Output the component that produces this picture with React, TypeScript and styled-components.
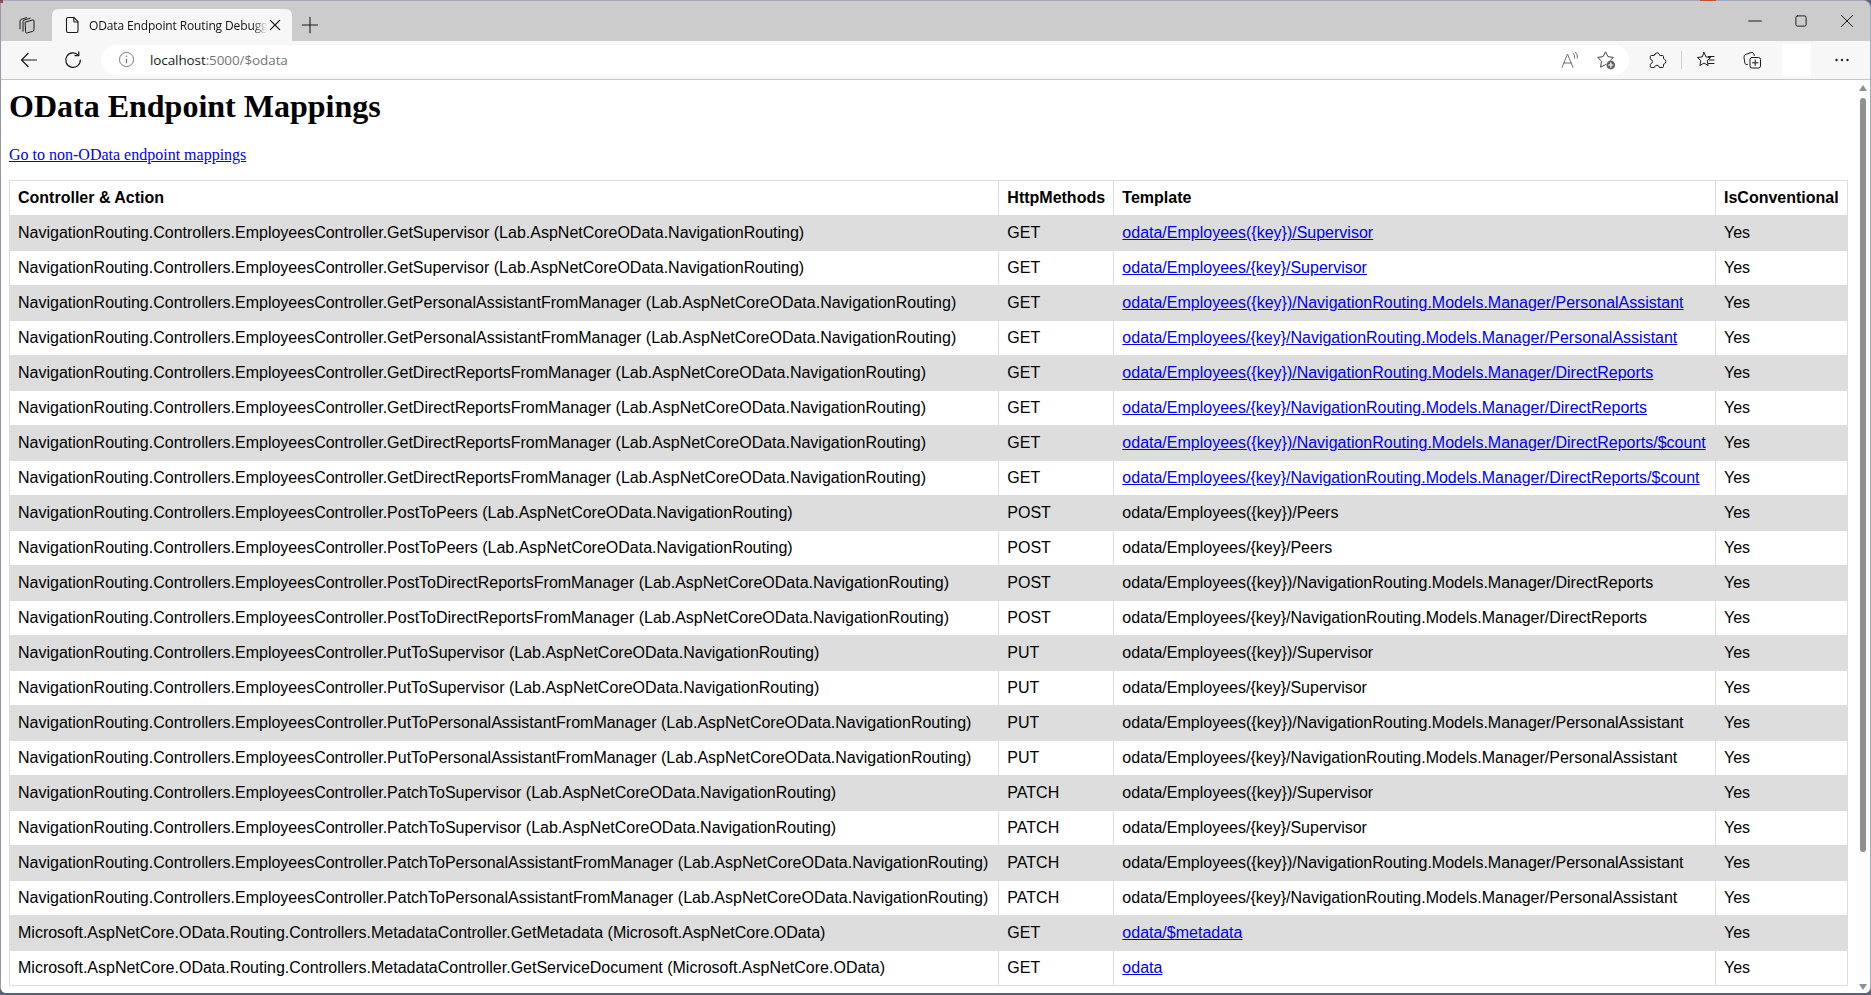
import React from "react";
import styled, { createGlobalStyle } from "styled-components";

const Global = createGlobalStyle`
  html, body { margin: 0; padding: 0; height: 100%; overflow: hidden; background: #59617c; }
  #root { height: 100%; }
`;

const Desktop = styled.div`
  position: relative;
  height: 995px;
  display: flex;
  background: #59617c;
`;

const Peek = styled.span<{ $left: number; $w: number; $h: number; $c: string }>`
  position: absolute;
  top: 0;
  left: ${(p) => p.$left}px;
  width: ${(p) => p.$w}px;
  height: ${(p) => p.$h}px;
  background: ${(p) => p.$c};
  z-index: 2;
`;

const Window = styled.div`
  flex: 1;
  min-width: 0;
  display: flex;
  flex-direction: column;
  height: 993px;
  overflow: hidden;
  background: #fff;
  border-top: 1px solid #a5a9c0;
  border-left: 1px solid #9a9aa2;
  border-right: 1px solid #a5a9c0;
  box-sizing: border-box;
  border-radius: 0 8px 6px 6px;
`;

const TabStrip = styled.div`
  height: 40px;
  flex: none;
  display: flex;
  align-items: flex-end;
  background: #cccccc;
  color: #1a1a1a;
`;

const TabsButton = styled.div`
  width: 51px;
  height: 32px;
  display: flex;
  align-items: center;
  justify-content: center;
  box-sizing: border-box;
`;

const Tab = styled.div`
  width: 240px;
  height: 32px;
  box-sizing: border-box;
  padding: 0 9px 0 10px;
  display: flex;
  align-items: center;
  background: #f7f7f7;
  border-radius: 6px 6px 0 0;
`;

const TabTitle = styled.span`
  flex: 1;
  min-width: 0;
  margin-left: 7px;
  overflow: hidden;
  white-space: nowrap;
  font: 12px "Open Sans", "Noto Sans", sans-serif;
  letter-spacing: -0.12px;
  color: #111;
  -webkit-mask-image: linear-gradient(to right, #000 92%, transparent 100%);
  mask-image: linear-gradient(to right, #000 92%, transparent 100%);
`;

const NewTab = styled.div`
  width: 36px;
  height: 32px;
  display: flex;
  align-items: center;
  justify-content: center;
`;

const StripFill = styled.div`
  flex: 1;
`;

const WindowButton = styled.div`
  width: 46px;
  height: 40px;
  display: flex;
  align-items: center;
  justify-content: center;
`;

const Toolbar = styled.div`
  height: 39px;
  flex: none;
  box-sizing: border-box;
  display: flex;
  align-items: center;
  background: #f7f7f7;
  border-bottom: 1px solid #c6c6c6;
  padding-bottom: 1px;
  color: #1a1a1a;
`;

const ToolButton = styled.div<{ $w: number }>`
  width: ${(p) => p.$w}px;
  height: 32px;
  flex: none;
  display: flex;
  align-items: center;
  justify-content: center;
`;

const AddressBar = styled.div`
  flex: none;
  width: 1528px;
  height: 30px;
  margin: 0 4px 0 12px;
  box-sizing: border-box;
  display: flex;
  align-items: center;
  background: #fff;
  border-radius: 15px;
  padding: 0 5px 0 17px;
`;

const Url = styled.div`
  flex: 1;
  margin-left: 15px;
  font: 13.5px "Open Sans", "Noto Sans", sans-serif;
  letter-spacing: -0.1px;
  color: #767676;
  white-space: nowrap;
`;

const UrlHost = styled.span`
  color: #1a1a1a;
`;

const Separator = styled.div`
  width: 1px;
  height: 18px;
  flex: none;
  background: #cfcfcf;
`;

const ProfileSlot = styled.div`
  width: 29px;
  height: 32px;
  margin-left: 8px;
  flex: none;
  background: #fff;
`;

const PageRow = styled.div`
  flex: 1;
  min-height: 0;
  display: flex;
`;

const Page = styled.main`
  flex: 1;
  min-width: 0;
  padding: 8px;
  box-sizing: border-box;
  overflow: hidden;
  background: #fff;
  color: #000;
  font: 16px "Liberation Serif", "Times New Roman", serif;
`;

const Heading = styled.h1`
  margin: 0 0 21.44px;
  font: bold 32px "Liberation Serif", "Times New Roman", serif;
`;

const NavLine = styled.p`
  margin: 0 0 16px;
`;

const Link = styled.a`
  color: #0000ee;
  text-decoration: underline;
`;

const Table = styled.table`
  width: 100%;
  border-collapse: collapse;
  font: 16px "Liberation Sans", Arial, sans-serif;
`;

const Row = styled.tr`
  &:nth-child(even) {
    background: #dddddd;
  }
`;

const HeadCell = styled.th`
  border: 1px solid #dddddd;
  padding: 8px;
  text-align: left;
  font-weight: bold;
  white-space: nowrap;
`;

const Cell = styled.td`
  border: 1px solid #dddddd;
  padding: 8px;
  text-align: left;
  white-space: nowrap;
`;

const Scrollbar = styled.div`
  width: 14px;
  flex: none;
  display: flex;
  flex-direction: column;
  align-items: center;
  background: #fdfdfd;
  padding: 5px 0 3px;
  box-sizing: border-box;
`;

const ArrowUp = styled.div`
  width: 0;
  height: 0;
  border-left: 4px solid transparent;
  border-right: 4px solid transparent;
  border-bottom: 6px solid #8b919c;
  flex: none;
`;

const ArrowDown = styled(ArrowUp)`
  border-bottom: 0;
  border-top: 6px solid #8b919c;
`;

const Track = styled.div`
  flex: 1;
  width: 100%;
  padding-top: 7px;
  box-sizing: border-box;
  display: flex;
  justify-content: center;
`;

const Thumb = styled.div`
  width: 6px;
  height: 754px;
  border-radius: 3px;
  background: #8f8f8f;
`;

const Base = ({ size = 20, children }: { size?: number; children: React.ReactNode }) => (
  <svg width={size} height={size} viewBox="0 0 20 20" fill="none" stroke="currentColor" strokeWidth="1" strokeLinecap="round" strokeLinejoin="round">
    {children}
  </svg>
);

const TabsIcon = () => (
  <Base>
    <path d="M8.5 7l7-2a1.2 1.2 0 0 1 1.5 1.2v8.6a1.6 1.6 0 0 1-1.2 1.5l-5.6 1.6a1.2 1.2 0 0 1-1.7-1.2z" />
    <path d="M6 16.2V6.5a1.6 1.6 0 0 1 1.2-1.5l6-1.8" />
    <path d="M3 13.8V6a1.6 1.6 0 0 1 1.1-1.5l5.4-1.9" />
  </Base>
);

const FileIcon = () => (
  <Base>
    <path d="M5 2.5h5.8L15 6.7v9.3a1.5 1.5 0 0 1-1.5 1.5h-8.5A1.5 1.5 0 0 1 3.5 16V4A1.5 1.5 0 0 1 5 2.5z" transform="translate(1 0)" strokeWidth="1.1" />
    <path d="M11.8 2.7V6a1 1 0 0 0 1 1h3" strokeWidth="1.1" />
  </Base>
);

const CloseSmall = () => (
  <Base size={16}>
    <path d="M4.2 4.2l11.6 11.6M15.8 4.2L4.2 15.8" strokeWidth="1.7" />
  </Base>
);

const Plus = () => (
  <Base size={18}>
    <path d="M10 1.5v17M1.5 10h17" strokeWidth="1.2" />
  </Base>
);

const Minimize = () => (
  <Base size={14}>
    <path d="M1 10h18" strokeWidth="1.5" />
  </Base>
);

const Maximize = () => (
  <Base size={12}>
    <rect x="1.5" y="1.5" width="17" height="17" rx="2.5" strokeWidth="1.6" />
  </Base>
);

const CloseIcon = () => (
  <Base size={14}>
    <path d="M2 2l16 16M18 2L2 18" strokeWidth="1.4" />
  </Base>
);

const Back = () => (
  <Base>
    <path d="M2.5 10h15M9 3.5L2.5 10 9 16.5" strokeWidth="1.2" />
  </Base>
);

const Refresh = () => (
  <Base>
    <path d="M15.4 5.2A7.3 7.3 0 1 0 17.3 10" strokeWidth="1.2" />
    <path d="M15.8 1.8v3.8H12" strokeWidth="1.2" />
  </Base>
);

const Info = () => (
  <svg width="17" height="17" viewBox="0 0 20 20" fill="none" stroke="#6f6f6f" strokeWidth="1.1">
    <circle cx="10" cy="10" r="8.3" />
    <path d="M10 9v5.5" strokeWidth="1.4" />
    <circle cx="10" cy="6.3" r="0.9" fill="#6f6f6f" stroke="none" />
  </svg>
);

const ReadAloud = () => (
  <svg width="20" height="20" viewBox="0 0 20 20" fill="none" stroke="#6f6f6f" strokeWidth="1" strokeLinecap="round" strokeLinejoin="round">
    <path d="M2 17.5L7.5 4l5.5 13.5M3.8 13h7.4" />
    <path d="M12.8 3a5 5 0 0 1 1.9 5M15.3 2a7 7 0 0 1 2.2 6.2" />
  </svg>
);

const FavAdd = () => (
  <svg width="20" height="20" viewBox="0 0 20 20" fill="none" stroke="#444" strokeWidth="1" strokeLinecap="round" strokeLinejoin="round">
    <path d="M14.5 10.2l2.8-2.8-5.3-.7-2.5-4.9-2.5 4.9-5.3.7 3.8 3.8-.9 6 4.9-2.6" />
    <circle cx="14.8" cy="15" r="4.4" fill="#616161" stroke="none" />
    <path d="M14.8 12.8v4.4M12.6 15h4.4" stroke="#fff" strokeWidth="1.2" />
  </svg>
);

const Extensions = () => (
  <Base>
    <path d="M7.8 4.6C7.6 2.4 12.4 2.2 12.3 4.5c0 .7.3 1 .9 1h2.3c.6 0 1 .4 1 1v1.9c0 .6.4.9 1 .9 1.8.2 1.8 4.4-.2 4.5-.5 0-.8.4-.8.9v1.8c0 .6-.4 1-1 1h-2.7c-.6 0-.9-.4-.9-.9 0-1.8-3.9-1.8-4 0 0 .5-.4.9-.9.9H4.3c-.6 0-1-.4-1-1v-1.9c0-.6.3-.9.8-1 1.8-.3 1.8-3.7 0-4-.5-.1-.8-.4-.8-1V6.500c0-.6.4-1 1-1h2.600c.5 0 .9-.3.900-.900z" />
  </Base>
);

const Favorites = () => (
  <Base>
    <path d="M8 2.5l2 4.4 4.600.6-3.400 3.200.900 4.800L8 13l-4.100 2.500.900-4.800L1.400 7.500 6 6.900z" />
    <path d="M12.500 6.500h5.500M13 10h5M12.500 13.500h5.500" />
  </Base>
);

const Collections = () => (
  <Base>
    <rect x="8" y="7.500" width="10.500" height="10.500" rx="2" />
    <path d="M13.200 10v5.500M10.500 12.800H16" />
    <path d="M5.500 14.500a2 2 0 0 1-2.600-1.300L2 7.500a3 3 0 0 1 2-3.200l5-1.700c1.300-.4 2.400.2 2.900 1.400l.4 1.600" />
  </Base>
);

const More = () => (
  <svg width="20" height="20" viewBox="0 0 20 20" fill="#222">
    <circle cx="4.500" cy="10" r="1.200" />
    <circle cx="10" cy="10" r="1.200" />
    <circle cx="15.500" cy="10" r="1.200" />
  </svg>
);

const NR = "NavigationRouting.Controllers.EmployeesController.";
const LAB = " (Lab.AspNetCoreOData.NavigationRouting)";
const MGR = "/NavigationRouting.Models.Manager/";

type Item = { action: string; method: string; template: string; link?: boolean };

const pair = (name: string, method: string, suffix: string, link?: boolean): Item[] => [
  { action: NR + name + LAB, method, template: `odata/Employees({key})${suffix}`, link },
  { action: NR + name + LAB, method, template: `odata/Employees/{key}${suffix}`, link },
];

const items: Item[] = [
  ...pair("GetSupervisor", "GET", "/Supervisor", true),
  ...pair("GetPersonalAssistantFromManager", "GET", MGR + "PersonalAssistant", true),
  ...pair("GetDirectReportsFromManager", "GET", MGR + "DirectReports", true),
  ...pair("GetDirectReportsFromManager", "GET", MGR + "DirectReports/$count", true),
  ...pair("PostToPeers", "POST", "/Peers"),
  ...pair("PostToDirectReportsFromManager", "POST", MGR + "DirectReports"),
  ...pair("PutToSupervisor", "PUT", "/Supervisor"),
  ...pair("PutToPersonalAssistantFromManager", "PUT", MGR + "PersonalAssistant"),
  ...pair("PatchToSupervisor", "PATCH", "/Supervisor"),
  ...pair("PatchToPersonalAssistantFromManager", "PATCH", MGR + "PersonalAssistant"),
  {
    action: "Microsoft.AspNetCore.OData.Routing.Controllers.MetadataController.GetMetadata (Microsoft.AspNetCore.OData)",
    method: "GET",
    template: "odata/$metadata",
    link: true,
  },
  {
    action: "Microsoft.AspNetCore.OData.Routing.Controllers.MetadataController.GetServiceDocument (Microsoft.AspNetCore.OData)",
    method: "GET",
    template: "odata",
    link: true,
  },
];

export default function App() {
  return (
    <Desktop>
      <Global />
      <Peek $left={1700} $w={16} $h={1} $c="#c4512d" />
      <Peek $left={0} $w={3} $h={3} $c="#8a4a55" />
      <Window>
        <TabStrip>
          <TabsButton>
            <TabsIcon />
          </TabsButton>
          <Tab>
            <FileIcon />
            <TabTitle>OData Endpoint Routing Debugger</TabTitle>
            <CloseSmall />
          </Tab>
          <NewTab>
            <Plus />
          </NewTab>
          <StripFill />
          <WindowButton>
            <Minimize />
          </WindowButton>
          <WindowButton>
            <Maximize />
          </WindowButton>
          <WindowButton>
            <CloseIcon />
          </WindowButton>
        </TabStrip>
        <Toolbar>
          <ToolButton $w={56}>
            <Back />
          </ToolButton>
          <ToolButton $w={32}>
            <Refresh />
          </ToolButton>
          <AddressBar>
            <Info />
            <Url>
              <UrlHost>localhost</UrlHost>:5000/$odata
            </Url>
            <ToolButton $w={36}>
              <ReadAloud />
            </ToolButton>
            <ToolButton $w={36}>
              <FavAdd />
            </ToolButton>
          </AddressBar>
          <ToolButton $w={48}>
            <Extensions />
          </ToolButton>
          <Separator />
          <ToolButton $w={48}>
            <Favorites />
          </ToolButton>
          <ToolButton $w={44}>
            <Collections />
          </ToolButton>
          <ProfileSlot />
          <ToolButton $w={62}>
            <More />
          </ToolButton>
        </Toolbar>
        <PageRow>
          <Page>
            <Heading>OData Endpoint Mappings</Heading>
            <NavLine>
              <Link href="#">Go to non-OData endpoint mappings</Link>
            </NavLine>
            <Table>
              <tbody>
                <Row>
                  <HeadCell>Controller &amp; Action</HeadCell>
                  <HeadCell>HttpMethods</HeadCell>
                  <HeadCell>Template</HeadCell>
                  <HeadCell>IsConventional</HeadCell>
                </Row>
                {items.map((it, i) => (
                  <Row key={i}>
                    <Cell>{it.action}</Cell>
                    <Cell>{it.method}</Cell>
                    <Cell>{it.link ? <Link href="#">{it.template}</Link> : it.template}</Cell>
                    <Cell>Yes</Cell>
                  </Row>
                ))}
              </tbody>
            </Table>
          </Page>
          <Scrollbar>
            <ArrowUp />
            <Track>
              <Thumb />
            </Track>
            <ArrowDown />
          </Scrollbar>
        </PageRow>
      </Window>
    </Desktop>
  );
}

☆ ☆ ☆

▸ **Given exercise**:
Select, from the listing, all lines that include the word "components".

▸ **Complete response**:
Output the component that produces this picture with React, TypeScript and styled-components.
import styled, { createGlobalStyle } from "styled-components";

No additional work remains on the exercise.